The EC has invited comments and feedback on this draft till July 7th, 2023 as part of public consultations. The draft ESRS published for public consultation is a draft delegated act. For the uninitiated, there is a “basic act”, which has to be legislated by all EU countries, and there is a “delegated act” which supplements the “basic act” but is not required to be “legislated” by the EU, but only “adopted” by the EC (more here).

Note: This post is an update to our original post on the revised European Sustainability Reporting Standards (ESRS) June 2023 that is linked here.

The baseline

EFRAG, the agency entrusted with creating the ESRS, submitted its first draft to the European Commission in November 2022. The accompanying cost-benefit analysis of the First Set of draft European Sustainability Reporting Standards (ESRS) released by EFRAG in November 2022 reported that there would be significant direct and indirect costs for reporting under the new ESRS. Some estimated numbers are below.

Direct costs: The total incremental costs – around € 1.7 billion in one-off costs and an additional € 1.9 billion in recurring costs.

Type of undertaking Estimated cost per firm
  1. Listed companies already in scope of NFRD
€ 320’000 per year recurring, € 287’000 per year during the first year
  1. non-listed companies already in scope of NFRD
50% of listed firms already in scope of NFRD (#1)
  1. Listed companies not in scope of NFRD
50% of listed firms already in scope of NFRD (#1)
  1. non-listed companies not in scope of NFRD
20% of listed firms already in scope of NFRD (#1)

Assurance costs: For limited assurance – at least € 360’000 for NFRD listed undertakings after all requirements have been phased in. 

Indirect costs: Related to reporting on value chain metrics and estimated to be between € 0.2 Billion and € 1.5 Billion per year. 

Benefits: Both direct and indirect benefits are qualitative and mostly intangible. 

Too prescriptive over-regulation?

If not balanced well, the costs of reporting will vastly outweigh the benefits, and can even put a question mark on the survival of small firms with limited financial resources.
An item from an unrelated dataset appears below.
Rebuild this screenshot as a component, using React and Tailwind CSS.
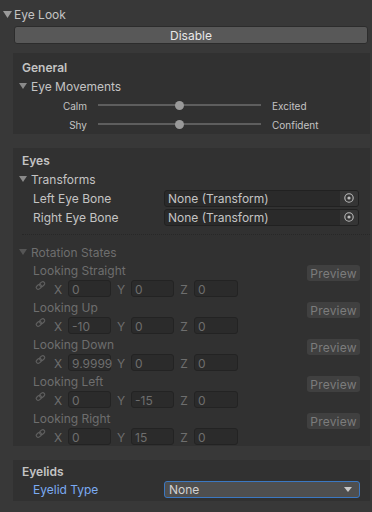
import React from "react";

const Tri = ({ w = 9, h = 7, className = "" }) => (
  <svg width={w} height={h} viewBox={`0 0 ${w} ${h}`} className={className}>
    <path d={`M0 0 H${w} L${w / 2} ${h} Z`} fill="currentColor" />
  </svg>
);

const LinkIcon = () => (
  <svg width="11" height="11" viewBox="0 0 11 11" className="text-[#5e5e5e]">
    <g fill="none" stroke="currentColor" strokeWidth="1.2" transform="rotate(-40 5.5 5.5)">
      <rect x="0.6" y="3.6" width="5.6" height="3.8" rx="1.9" />
      <rect x="4.8" y="3.6" width="5.6" height="3.8" rx="1.9" />
    </g>
  </svg>
);

const Picker = () => (
  <svg width="10" height="10" viewBox="0 0 10 10">
    <circle cx="5" cy="5" r="4.2" fill="none" stroke="#bdbdbd" strokeWidth="1.1" />
    <circle cx="5" cy="5" r="1.6" fill="#bdbdbd" />
  </svg>
);

const Slider = ({ left, right }) => (
  <div className="h-[18px] flex items-center text-[10px] text-[#c4c4c4]">
    <div className="w-[74px] text-right pt-[2px]">{left}</div>
    <div className="ml-[11px] relative w-[163px] h-[2px] bg-[#5e5e5e]">
      <div className="absolute left-[77px] top-[-3.5px] w-[9px] h-[9px] rounded-full bg-[#999999]" />
    </div>
    <div className="ml-[11px] pt-[2px]">{right}</div>
  </div>
);

const ObjField = ({ label }) => (
  <div className="h-[18px] flex items-center">
    <div className="pl-[20px] w-[151px] pt-[2px]">{label}</div>
    <div className="w-[195px] h-[17px] flex items-center rounded-[3px] bg-[#2a2a2a] border border-[#212121] overflow-hidden">
      <div className="flex-1 pl-[3px] pt-[2px]">None (Transform)</div>
      <div className="w-[18px] h-full bg-[#353535] flex items-center justify-center">
        <Picker />
      </div>
    </div>
  </div>
);

const NumField = ({ v, w = 43 }) => (
  <div
    className={`${w === 44 ? "w-[44px]" : "w-[43px]"} h-[17px] rounded-[3px] bg-[#2b2b2b] border border-[#232323] flex items-center pl-[3px] pt-[2px] text-[#6e6e6e]`}
  >
    {v}
  </div>
);

const State = ({ label, x, y, z }) => (
  <div className="flex flex-col">
    <div className="h-[18px] flex justify-between items-start pl-[20px] pr-[10px]">
      <div className="h-[18px] flex items-center pt-[2px] text-[#6e6e6e]">{label}</div>
      <div className="mt-[4px] w-[53px] h-[16px] rounded-[3px] bg-[#404040] flex items-center justify-center pt-[1px] text-[#7c7c7c] tracking-[0.2px] whitespace-nowrap">
        Preview
      </div>
    </div>
    <div className="h-[19px] flex items-center pl-[20px] text-[#6e6e6e]">
      <div className="w-[15px] h-[17px] flex items-start pl-[2px]">
        <LinkIcon />
      </div>
      <div className="w-[20px] text-center pt-[2px]">X</div>
      <NumField v={x} />
      <div className="w-[20px] text-center pt-[2px]">Y</div>
      <NumField v={y} />
      <div className="w-[20px] text-center pt-[2px]">Z</div>
      <NumField v={z} w={44} />
    </div>
  </div>
);

export default function App() {
  return (
    <div className="w-[372px] h-[512px] overflow-hidden bg-[#383838] text-[#c4c4c4] text-[12px] leading-none font-['Inter',sans-serif]">
      <div className="pt-[5px] h-[23px] flex items-center pl-[3px] gap-[2px]">
        <Tri w={9} h={7} className="text-[#9a9a9a]" />
        <span className="pt-[2px]">Eye Look</span>
      </div>
      <div className="mt-[3px] ml-[14px] w-[354px] h-[18px] rounded-[3px] bg-[#585858] border border-[#2c2c2c] flex items-center justify-center pt-[2px] text-[#e8e8e8]">
        Disable
      </div>

      {/* General */}
      <div className="mt-[9px] ml-[13px] w-[357px] bg-[#313131] pt-[5px] pb-[1px] flex flex-col gap-[1px]">
        <div className="h-[18px] flex items-center pl-[9px] pt-[2px] font-semibold">General</div>
        <div className="h-[18px] flex items-center pl-[6px] gap-[4px]">
          <Tri w={8} h={6} className="text-[#8a8a8a]" />
          <span className="pt-[2px]">Eye Movements</span>
        </div>
        <Slider left="Calm" right="Excited" />
        <Slider left="Shy" right="Confident" />
      </div>

      {/* Eyes */}
      <div className="mt-[14px] ml-[13px] w-[357px] bg-[#313131] pt-[3px] flex flex-col">
        <div className="flex flex-col gap-[1px]">
          <div className="h-[18px] flex items-center pl-[9px] pt-[2px] font-semibold">Eyes</div>
          <div className="h-[18px] flex items-center pl-[6px] gap-[4px]">
            <Tri w={8} h={6} className="text-[#8a8a8a]" />
            <span className="pt-[2px]">Transforms</span>
          </div>
          <ObjField label="Left Eye Bone" />
          <ObjField label="Right Eye Bone" />
        </div>
        <div className="mt-[8px] ml-[9px] border-t border-dotted border-[#272727]" />
        <div className="mt-[8px] h-[18px] flex items-center pl-[6px] gap-[4px] text-[#6e6e6e]">
          <Tri w={8} h={6} className="text-[#555555]" />
          <span className="pt-[2px]">Rotation States</span>
        </div>
        <State label="Looking Straight" x="0" y="0" z="0" />
        <State label="Looking Up" x="-10" y="0" z="0" />
        <State label="Looking Down" x="9.9999" y="0" z="0" />
        <State label="Looking Left" x="0" y="-15" z="0" />
        <State label="Looking Right" x="0" y="15" z="0" />
      </div>

      {/* Eyelids */}
      <div className="mt-[14px] ml-[13px] w-[357px] bg-[#313131] pt-[2px] pb-[3px] flex flex-col">
        <div className="h-[18px] flex items-center pl-[9px] pt-[2px] font-semibold">Eyelids</div>
        <div className="h-[18px] flex items-center">
          <div className="pl-[20px] w-[151px] pt-[2px] text-[#7babf3]">Eyelid Type</div>
          <div className="w-[196px] h-[17px] rounded-[3px] bg-[#4f4f4f] border border-[#3b78c2] flex items-center pl-[4px] pr-[7px] text-[#d2d2d2]">
            <span className="flex-1 pt-[2px]">None</span>
            <svg width="8" height="5" viewBox="0 0 8 5">
              <path d="M0 0 H8 L4 5 Z" fill="#c8c8c8" />
            </svg>
          </div>
        </div>
      </div>
    </div>
  );
}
A major challenge faced by the European Union regulators is to balance the costs of compliance and reporting, with the benefits that the firms accrue by complying with the regulations. 

One of the arguments put forward by Brexiters was to unshackle UK based businesses from the EU’s overregulation and build a “Singapore-on-Thames” characterized by low-tax, light-touch regulations. There has been consistent concerns about “Europe’s regulatory-technocratic suicide” which could result if excess regulations will make EU’s businesses uncompetitive, especially compared to US businesses.

The latest revisions to the European Sustainability Reporting Standards (ESRS) appear to acknowledge and address these concerns, at least to some extent. The latest draft version of ESRS released by the European Commission on June 9th, 2023 reduces the reporting requirements under the CSRD as compared to the draft ESRS released by EFRAG after consultations in November 2022. In doing so, the EC is trying to balance the following directions set in the Accounting Directive(2013/34/EU).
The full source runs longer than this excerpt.